Refitted as a whaling mothership and operated jointly by Kyokuyo and Nippon Suisan Kaisha, Ltd. off the Ogasawara Islands (Bonin) Islands. Transports whale meat to Tokyo.
5 August 1947:
Demobilization officer Ichiro Hashimoto is appointed Captain.
8 August 1947:
Nakhodka, Siberia. Transferred as a war reparation to the Soviet Navy’s Pacific Fleet. Renamed TYUMEN’-ULA. Recommissioned as a
In Soviet service as a rescue ship.
 Allied occupation forces were responsible for the return of six million Japanese military personnel and civilians from Japan's defunct far-flung Empire. In addition, there were over a million Korean and about 40,000 Chinese prisoners and conscript laborers and approximately 7,000 Formosans and 15,000 Ryukyu Islanders to be repatriated.
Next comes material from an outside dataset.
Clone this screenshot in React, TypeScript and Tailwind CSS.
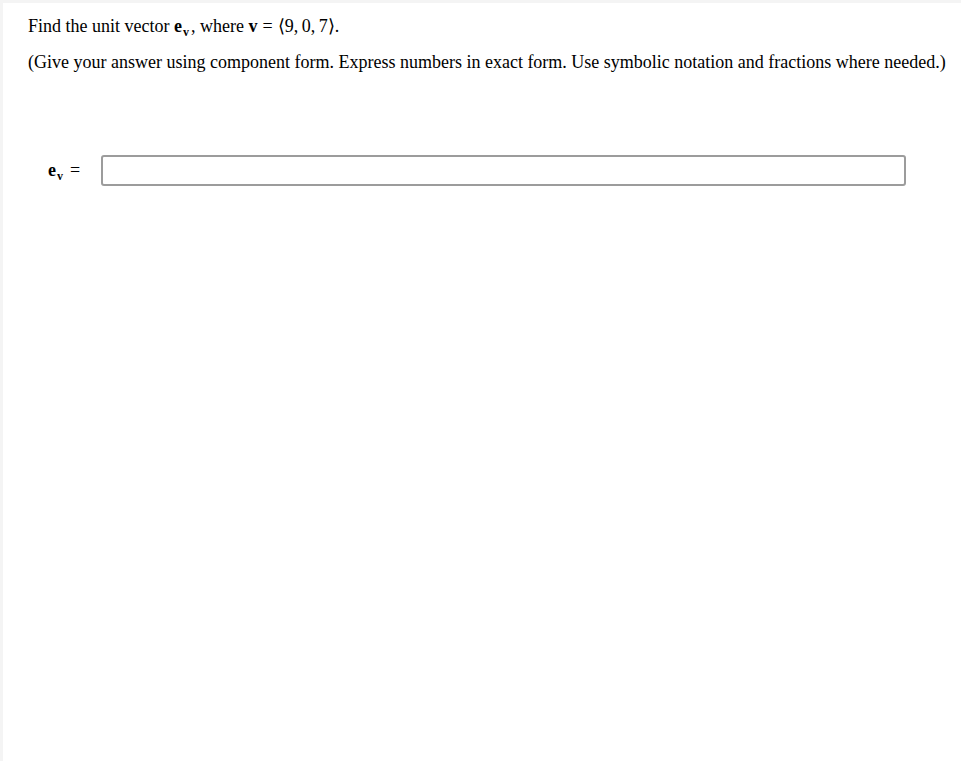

Some Allied and many former IJN warships, from aircraft carriers to kaibokan, were used to facilitate the enormous repatriation effort. Japanese vessels and crews were used to the fullest extent possible to conserve Allied manpower and accelerate demobilization. Each ex-IJN ship first had to be demilitarized; guns removed or, in the case of large warships, barrels severed, ammunition landed, and radar and catapults removed, if fitted. Repatriation of the Chinese on Japanese ships began early in October from Hakata, but U.S. guard detachments had to be placed on many ships to prevent disorder because the Japanese crews could not control the returnees.
Japanese-run repatriation centers were established at Kagoshima, Hario near Sasebo, and Hakata near Fukuoka. Other reception centers were established and operated at Maizuru, Shimonoseki, Sasebo, Senzaki, Kure, Uraga, Yokohama, Moji and Hakodate. Allied line and medical personnel supervised the centers. Incoming Japanese were sprayed with DDT, examined and inoculated for typhus and
smallpox, provided with food, and transported to their final destination in Japan.